Experimental study on the inhibition of hydrogen deflagration by flame retardant compounded ultrafine dry powder fire extinguishing media containing magnesium-aluminum hydrotalcite.

With the gradual improvement of the hydrogen energy industry chain and the continuous expansion of application scenarios, the hazardous consequences brought about by hydrogen combustion and explosion need to be emphasized. In this paper, compounded superfine dry powder fire extinguishing media (CSFDP) and flame retardant compounded ultrafine dry powder fire extinguishing media (CSFDP-MgAl-LDHs) were prepared, respectively. On this basis, a hydrogen deflagration experimental platform was constructed to investigate the inhibition efficiency of different extinguishing media. The results showed that the inhibition rates of CSFDP-MgAl-LDHs on the peak overpressure of hydrogen explosion were 68.57%, 68.43% and 81.72%, which were significantly higher than the corresponding inhibition rates of CSFDP (28.28%, 53.23% and 54.85%) when the hydrogen release pressure was 2.0, 4.0 and 6.0 MPa, respectively. Furthermore, under a release pressure condition of 2.0 MPa, the suppression rates of jet flame front propagation speeds under the action of CSFDP and CSFDP-MgAl-LDHs reached 15.99% and 23.65%, respectively. In addition, the pyrolysis properties of CSFDP-MgAl-LDHs were explored and the chemical reaction mechanism between them and the reactive radicals within the hydrogen jet flame was predicted by thermogravimetric analysis, differential scanning calorimeter and fourier transform infrared spectroscopy, respectively. Ultimately, the physicochemical synergistic inhibition mechanism exerted by CSFDP-MgAl-LDHs during pure hydrogen deflagration was revealed.

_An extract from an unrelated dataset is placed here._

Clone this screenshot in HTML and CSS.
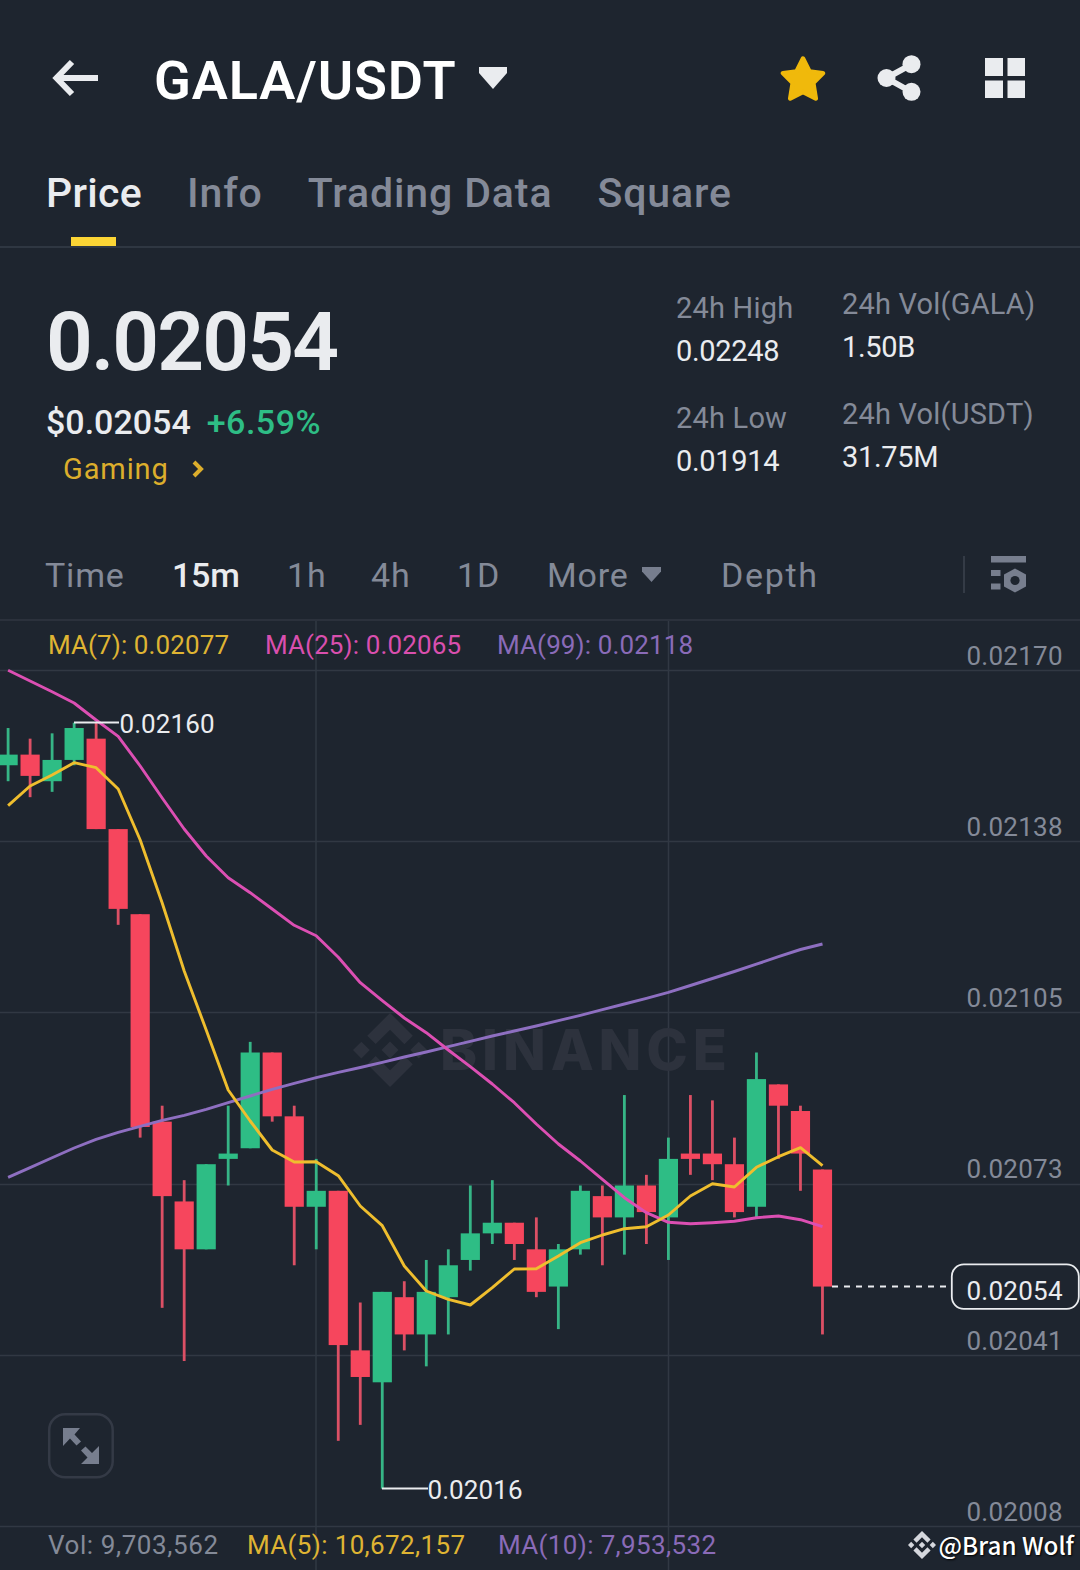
FILE: index.html
```
<!doctype html>
<html lang="en">

<head>
	<title>GALA/USDT</title>
	<meta charset="utf-8">
	<meta name="viewport" content="width=device-width, initial-scale=1.0">
	<link rel="stylesheet" href="styles.css">
</head>

<body>
	<header class="topbar">
		<svg class="back" width="46" height="38" viewBox="0 0 46 38">
			<path d="M46 19H5M20 3L4.500 19L20 35" fill="none" stroke="#eaecef" stroke-width="6" />
		</svg>
		<h1>GALA/USDT</h1>
		<svg class="caret" width="28" height="22" viewBox="0 0 28 22">
			<path d="M0 0H28V6L14 22L0 6Z" fill="#eaecef" />
		</svg>
		<div class="actions">
			<svg width="46" height="48" viewBox="0 0 46 48">
				<path d="M23 4.500L29.500 17.500L43 19.200L33.300 29L35.800 44.500L23 37.900L10.200 44.500L12.700 29L3 19.200L16.500 17.500Z" fill="#f0b90b" stroke="#f0b90b" stroke-width="4.500" stroke-linejoin="round" />
			</svg>
			<svg width="44" height="48" viewBox="0 0 44 48">
				<path d="M34.500 10.300L9.500 24L34.500 38" fill="none" stroke="#eaecef" stroke-width="6" />
				<circle cx="9.500" cy="24" r="9" fill="#eaecef" />
				<circle cx="34.500" cy="10.200" r="9" fill="#eaecef" />
				<circle cx="34.500" cy="37.800" r="9" fill="#eaecef" />
			</svg>
			<svg width="40" height="40" viewBox="0 0 40 40">
				<path d="M0 0h18v18H0zM22.500 0H40v18H22.500zM0 22.500h18V40H0zM22.500 22.500H40V40H22.500z" fill="#eaecef" />
			</svg>
		</div>
	</header>

	<nav class="tabs">
		<a class="active">Price</a>
		<a>Info</a>
		<a>Trading Data</a>
		<a>Square</a>
	</nav>

	<section class="summary">
		<div class="quote">
			<div class="price">0.02054</div>
			<div class="fiat"><span>$0.02054</span><span class="up">+6.59%</span></div>
			<div class="tag">
				Gaming
				<svg width="12" height="18" viewBox="0 0 12 18">
					<path d="M2 2l7 7-7 7" fill="none" stroke="#dcae2c" stroke-width="4" />
				</svg>
			</div>
		</div>
		<dl class="stats range">
			<dt>24h High</dt>
			<dd>0.02248</dd>
			<dt>24h Low</dt>
			<dd>0.01914</dd>
		</dl>
		<dl class="stats volume">
			<dt>24h Vol(GALA)</dt>
			<dd>1.50B</dd>
			<dt>24h Vol(USDT)</dt>
			<dd>31.75M</dd>
		</dl>
	</section>

	<nav class="periods">
		<a class="p-time">Time</a>
		<a class="p-15m active">15m</a>
		<a class="p-1h">1h</a>
		<a class="p-4h">4h</a>
		<a class="p-1d">1D</a>
		<a class="p-more">More
			<svg width="19" height="15" viewBox="0 0 19 15">
				<path d="M0 0H19V4.500L9.500 15L0 4.500Z" fill="#777e8e" />
			</svg>
		</a>
		<a class="p-depth">Depth</a>
		<span class="settings">
			<svg width="36" height="37" viewBox="0 0 36 37">
				<path d="M0 0H35V6.500H0zM0 14H9.500V20H0zM0 27.500H9.500V33.500H0z" fill="#777e8e" />
				<path d="M24 12.500L35 18.500V30.500L24 36.500L13 30.500V18.500Z" fill="#777e8e" />
				<circle cx="24" cy="24.500" r="4.600" fill="#1e252f" />
			</svg>
		</span>
	</nav>

	<main class="chart">
		<svg id="chart" width="1080" height="949" viewBox="0 621 1080 949">
			<g class="grid">
				<path d="M0 670.500H1080M0 841.500H1080M0 1012.500H1080M0 1184.500H1080M0 1355.500H1080M0 1526.500H1080" />
				<path d="M316 621V1570M668.500 621V1570" />
			</g>

			<g class="watermark">
				<path transform="translate(353 1013) scale(.585)" d="M38.730 53.200l24.590-24.580 24.600 24.600 14.300-14.310L63.320 0l-38.900 38.900zM0 63.310l14.300-14.310 14.310 14.310-14.310 14.300zM38.730 73.410l24.590 24.590 24.600-24.600 14.310 14.290-38.900 38.910-38.910-38.880zM98 63.310l14.300-14.310 14.310 14.300-14.310 14.320zM77.830 63.300L63.320 48.780 48.810 63.280l14.510 14.500z" />
				<text x="440" y="1070" textLength="287">BINANCE</text>
			</g>

			<g class="axis">
				<text x="966.500" y="664.500" textLength="96">0.02170</text>
				<text x="966.500" y="835.500" textLength="96">0.02138</text>
				<text x="966.500" y="1006.500" textLength="96">0.02105</text>
				<text x="966.500" y="1177.500" textLength="96">0.02073</text>
				<text x="966.500" y="1349.500" textLength="96">0.02041</text>
				<text x="966.500" y="1520.500" textLength="96">0.02008</text>
			</g>

			<g id="candles"></g>
			<g id="averages"></g>

			<g class="legend">
				<text class="yellow" x="48" y="653.500" textLength="181">MA(7): 0.02077</text>
				<text class="pink" x="265" y="653.500" textLength="196">MA(25): 0.02065</text>
				<text class="purple" x="497" y="653.500" textLength="196">MA(99): 0.02118</text>
				<text class="muted" x="48" y="1553.500" textLength="170">Vol: 9,703,562</text>
				<text class="yellow" x="247" y="1553.500" textLength="218">MA(5): 10,672,157</text>
				<text class="purple" x="498" y="1553.500" textLength="218">MA(10): 7,953,532</text>
			</g>

			<g class="marks">
				<path d="M74 722.500H119M382 1488.500H428" />
				<text x="119.500" y="732.500" textLength="95">0.02160</text>
				<text x="427.500" y="1498.500" textLength="95">0.02016</text>
				<path d="M832 1286.500H947" stroke-dasharray="6 6" />
				<rect x="951.800" y="1264.300" width="127" height="44.500" rx="12" />
				<text x="966.500" y="1299.500" textLength="96">0.02054</text>
			</g>

			<g class="expand">
				<rect x="49.200" y="1414.200" width="63.500" height="63" rx="16" />
				<path d="M63 1428H80L74.500 1434.500L81 1441.500L76.500 1445.500L70 1438.500L63 1446ZM99 1464V1446L92 1453L85.500 1446.500L81 1450.500L87.500 1457.500L81 1464Z" />
			</g>
		</svg>

		<div class="author">
			<svg width="28" height="28" viewBox="0 0 126.610 126.610">
				<path fill="#d5d7dd" d="M38.730 53.200l24.590-24.580 24.600 24.600 14.300-14.310L63.320 0l-38.900 38.900zM0 63.310l14.300-14.310 14.310 14.310-14.310 14.300zM38.730 73.410l24.590 24.590 24.600-24.600 14.310 14.290-38.900 38.910-38.910-38.880zM98 63.310l14.300-14.310 14.310 14.300-14.310 14.320zM77.830 63.300L63.320 48.780 48.810 63.280l14.510 14.500z" />
			</svg>
			<span>@Bran Wolf</span>
		</div>
	</main>

	<script src="chart.js"></script>
</body>

</html>
```
FILE: styles.css
```
html
{
	margin: 0 0;
	padding: 0 0;
}
body
{
	width: 1080px;
	height: 1570px;
	margin: 0 0;
	padding: 0 0;
	overflow: hidden;
	background: #1e252f;
	color: #eaecef;
	font-family: Roboto, "Liberation Sans", sans-serif;
}

svg
{
	display: block;
	flex: none;
}

/* title bar */
.topbar
{
	display: flex;
	align-items: center;
	box-sizing: border-box;
	height: 156px;
	padding: 0 55px 0 52px;
}

h1
{
	margin: 5px 22px 0 56px;
	color: #ffffff;
	font-size: 54px;
	font-weight: 600;
	line-height: 64px;
	letter-spacing: 0.9px;
}

.actions
{
	display: flex;
	align-items: center;
	margin-left: auto;
}

.actions svg
{
	margin-left: 64px;
}

.actions svg:nth-child(2)
{
	margin-left: 51px;
}

/* page tabs */
.tabs
{
	display: flex;
	box-sizing: border-box;
	height: 92px;
	padding-left: 46px;
	border-bottom: 2px solid #2f3742;
	color: #848a98;
	font-size: 41px;
	font-weight: 500;
	line-height: 74px;
	letter-spacing: 0.9px;
}

.tabs a
{
	margin-right: 45px;
	white-space: nowrap;
}

.tabs .active
{
	position: relative;
	color: #eaecef;
	letter-spacing: 0.3px;
}

.tabs .active::after
{
	content: "";
	position: absolute;
	left: 25px;
	bottom: 0;
	width: 45px;
	height: 9px;
	background: #fcd535;
}

/* last price and 24h numbers */
.summary
{
	display: flex;
	height: 285px;
}

.quote
{
	width: 630px;
	padding: 47px 0 0 46px;
}

.price
{
	font-size: 82px;
	font-weight: 600;
	line-height: 94px;
	letter-spacing: -1.9px;
}

.fiat
{
	display: flex;
	gap: 16px;
	margin-top: 13px;
	font-size: 34px;
	font-weight: 500;
	line-height: 40px;
}

.up
{
	color: #2ebd85;
	letter-spacing: 0.5px;
}

.tag
{
	display: flex;
	align-items: center;
	gap: 23px;
	margin: 9px 0 0 17px;
	color: #dcae2c;
	font-size: 29px;
	line-height: 36px;
	letter-spacing: 0.9px;
}

.stats
{
	margin: 35px 0 0 0;
	font-size: 29px;
	line-height: 42px;
	white-space: nowrap;
}

.range
{
	width: 166px;
	margin-top: 39px;
}

.stats dt
{
	color: #848a98;
	line-height: 43px;
	letter-spacing: 0.2px;
}

.stats dd
{
	margin: 0 0 25px 0;
	letter-spacing: -0.3px;
}

/* chart interval row */
.periods
{
	display: flex;
	align-items: center;
	box-sizing: border-box;
	height: 88px;
	padding: 0 53px 3px 45px;
	border-bottom: 2px solid #2b313c;
	color: #848a98;
	font-size: 34px;
	line-height: 40px;
	letter-spacing: 0.8px;
}

.periods a
{
	display: flex;
	align-items: center;
	white-space: nowrap;
}

.periods .active
{
	color: #eaecef;
	font-weight: 500;
	letter-spacing: -0.2px;
}

.p-time { width: 127px; }
.p-15m { width: 115px; }
.p-1h { width: 84px; }
.p-4h { width: 86px; }
.p-1d { width: 90px; }
.p-more { width: 174px; gap: 13px; }
.p-depth { letter-spacing: 1.7px; }

.settings
{
	display: flex;
	margin-left: auto;
	padding-left: 26px;
	border-left: 2px solid #343b46;
}

/* candle chart */
.chart
{
	position: relative;
	height: 949px;
}

.chart text
{
	font-size: 26px;
}

.grid path
{
	stroke: #313843;
	stroke-width: 1.500;
}

.watermark
{
	fill: #2d323d;
}

.chart .watermark text
{
	font-family: Inter, sans-serif;
	font-size: 56px;
	font-weight: 800;
}

.axis,
.muted
{
	fill: #848a98;
}

.yellow
{
	fill: #dfb433;
}

.pink
{
	fill: #d94fae;
}

.purple
{
	fill: #8a6bb8;
}

.marks
{
	fill: #eaecef;
}

.marks path
{
	stroke: #eaecef;
	stroke-width: 2;
}

.marks rect
{
	fill: none;
	stroke: #eaecef;
	stroke-width: 1.800;
}

.expand rect
{
	fill: #1e252f;
	stroke: #343a46;
	stroke-width: 2.500;
}

.expand path
{
	fill: #777e8e;
}

.average
{
	fill: none;
	stroke-width: 2.900;
	stroke-linejoin: round;
}

.author
{
	position: absolute;
	right: 6px;
	bottom: 9px;
	display: flex;
	align-items: center;
	gap: 3px;
	color: #ffffff;
	font-family: "Noto Sans CJK SC", sans-serif;
	font-size: 24.200px;
	font-weight: 500;
	line-height: 32px;
	text-shadow: 1px 1px 2px #000000;
}
```
FILE: chart.js
```
// open, high, low, close in units of 0.00001
var candles = [
	[2152, 2159, 2149, 2154], [2154, 2157, 2146, 2150], [2149, 2158, 2147, 2153],
	[2153, 2160, 2152, 2159], [2157, 2160, 2140, 2140], [2140, 2140, 2122, 2125],
	[2124, 2124, 2082, 2084], [2085, 2088, 2050, 2071], [2070, 2074, 2040, 2061],
	[2061, 2077, 2061, 2077], [2078, 2088, 2073, 2079], [2080, 2100, 2080, 2098],
	[2098, 2098, 2085, 2086], [2086, 2088, 2058, 2069], [2069, 2078, 2061, 2072],
	[2072, 2072, 2025, 2043], [2042, 2051, 2028, 2037], [2036, 2053, 2016, 2053],
	[2052, 2055, 2042, 2045], [2045, 2059, 2039, 2053], [2052, 2061, 2045, 2058],
	[2059, 2073, 2057, 2064], [2064, 2074, 2062, 2066], [2066, 2066, 2059, 2062],
	[2061, 2067, 2052, 2053], [2054, 2062, 2046, 2061], [2061, 2073, 2060, 2072],
	[2071, 2073, 2058, 2067], [2067, 2090, 2060, 2073], [2073, 2075, 2062, 2068],
	[2067, 2082, 2059, 2078], [2079, 2090, 2075, 2078], [2079, 2089, 2074, 2077],
	[2077, 2082, 2067, 2068], [2069, 2098, 2067, 2093], [2092, 2092, 2078, 2088],
	[2087, 2088, 2072, 2079], [2076, 2076, 2045, 2054]
];

// moving averages, one y value per candle
var ma7 = [805.7, 786, 775, 762.7, 767.7, 789, 840, 903, 971, 1030, 1090, 1121, 1150, 1162, 1161.7, 1175.7, 1206, 1225.7, 1266, 1291, 1299.3, 1305, 1287.7, 1269, 1268.7, 1256, 1242.7, 1235, 1228.7, 1226.7, 1215, 1196, 1183.7, 1187, 1167.3, 1156.7, 1147.7, 1165.7];
var ma25 = [670.3, 681, 691.7, 703, 720, 736.3, 766, 798, 829, 856, 877.7, 892.7, 909, 925.3, 935.7, 957.3, 982.7, 1000.7, 1018, 1032.7, 1050, 1066.7, 1084, 1102.7, 1124, 1144, 1161, 1179.3, 1197.7, 1212.7, 1222.3, 1223.7, 1222.7, 1221.3, 1217.7, 1216, 1219.7, 1226.7];
var ma99 = [1177.3, 1167.7, 1157.7, 1148, 1139.3, 1132.3, 1126.3, 1120.3, 1115.3, 1109.3, 1102.7, 1096, 1089.3, 1083.3, 1077.7, 1072.3, 1067.5, 1062.3, 1057, 1052, 1046.7, 1041.3, 1036, 1031, 1026, 1020.7, 1015.3, 1009.7, 1004, 998.3, 992.3, 985.5, 978.5, 971.5, 964.2, 956.7, 949.5, 944];

function xAt(i)
{
	return 8.1 + i * 22.01;
}

function yAt(price)
{
	return 722.7 + (2160 - price) * 5.3194;
}

function add(parent, name, attrs)
{
	var el = document.createElementNS('http://www.w3.org/2000/svg', name);
	for (var key in attrs)
	{
		el.setAttribute(key, attrs[key]);
	}
	document.getElementById(parent).appendChild(el);
}

candles.forEach(function (c, i)
{
	var up = c[3] > c[0];
	var x = xAt(i);
	var top = yAt(Math.max(c[0], c[3]));
	var bottom = yAt(Math.min(c[0], c[3]));
	add('candles', 'rect', { x: x - 1.4, y: yAt(c[1]), width: 2.8, height: yAt(c[2]) - yAt(c[1]), fill: up ? '#36b586' : '#dc5065' });
	add('candles', 'rect', { x: x - 9.6, y: top, width: 19.2, height: bottom - top, fill: up ? '#2ebd85' : '#f6465d' });
});

function line(values, color)
{
	var points = values.map(function (y, i)
	{
		return xAt(i).toFixed(1) + ',' + y;
	});
	add('averages', 'polyline', { 'class': 'average', points: points.join(' '), stroke: color });
}

line(ma99, '#8e6fc1');
line(ma25, '#dc4fb3');
line(ma7, '#efbe2e');
```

This study demonstrates broad prospects and value in the areas of hydrogen energy safety and sustainable development, as well as providing a basis for the establishment of safety standards and regulations in the hydrogen energy industry. • A novel fire extinguishing agent containing flame retardants is prepared. • The suppression of pure hydrogen deflagration is taken as the research object. • The physicochemical inhibition mechanism of compounded media is predicted. [ABSTRACT FROM AUTHOR]